Quanto al parallelismo fra malattie prevalenti in una data epoca nel corpo umano e patologie sociali, si tratta proprio di una straordinaria intuizione metaforica, cioè in senso lato poetica: come il leone è metafora del coraggio, così il cancro è metafora del fascismo. Un difetto tuttavia si nota, perché non c’è vero parallelismo invece fra gli “sdilinquimenti sentimentali” tipici dell’Ottocento e il fascismo del Novecento. A meno di non pensare che una patologia della sensibilità diffusa in epoca romantica non si sia ahimè trasformata, nel secolo delle macchine e delle masse, in una ben peggiore patologia politica, dentro la quale c’era naturalmente un’inclinazione sociale che scambiava un male per un rimedio al male. Nella crisi borghese di inizio Novecento, suggerisce Saba, covava perciò, anzitutto, una pulsione suicida.
Ma per finire sullo stesso tema ecco le conclusioni:

UOMINI POLITICI
Se io, se tu lettore, si andasse al governo, faremmo -ne sono (almeno per quanto mi riguarda) certo- delle buone leggi. Ma non possiamo (né vogliamo) andarci. Perché? Perché ci manca la volontà di potenza, o quella particolare forma di essa, senza la quale uno né va, né si mantiene, al potere. Abbiamo certamente l’altra qualità necessaria a una azione -in questo senso- utile e costruttiva: l’amore intelligente del nostro paese. Ma, sola, non basta. Né, sola, basta l’altra. L’uomo di stato è -come il grande poeta- raro; deve fondere in sé due qualità (la prima egoistica, “crudele”, captativa; l’altra di dedizione, oblativa) che sembrano -e sono- discordanti e quasi inconciliabili.
La sola volontà di potenza, disgiunta da un sincero amore per l’oggetto (in questo caso il popolo italiano) ci ha data la “grinta” di Mussolini. La stessa, unita all’amore per l’Italia (o almeno per l’Italia Settentrionale, o per il Piemonte, o per quella che Radetzky chiamava, con settecentesco rispetto, la S. M. Sarda) il sorriso di Cavour. Uno ha fatta l’Italia, che l’altro ha disfatta.
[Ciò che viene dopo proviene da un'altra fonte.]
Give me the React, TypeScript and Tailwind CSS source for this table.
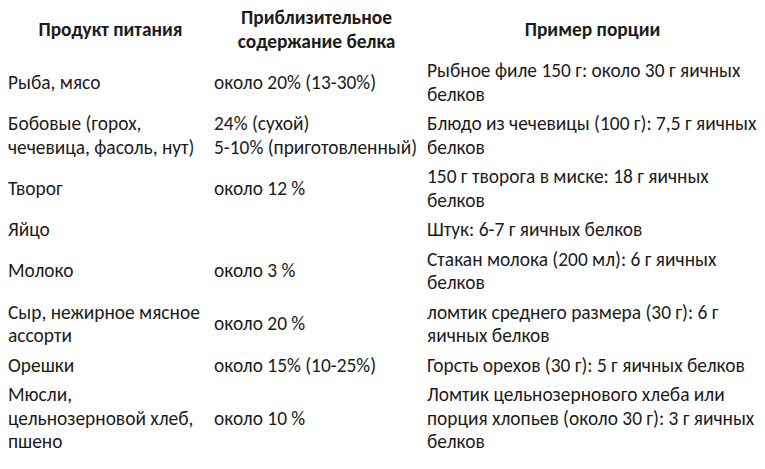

C’è da aggiungere qualcosa? Sì, ecco:

PATRIOTTISMO, NAZIONALISMO E RAZZISMO stanno fra di loro come la salute, la nevrosi e la pazzia.

La salute mentale, nonostante le apparenze, è sempre più rara. La nevrosi è dovunque. La pazzia è in crescita: dato che nasce da una stupidità diventata socialmente più naturale che mai.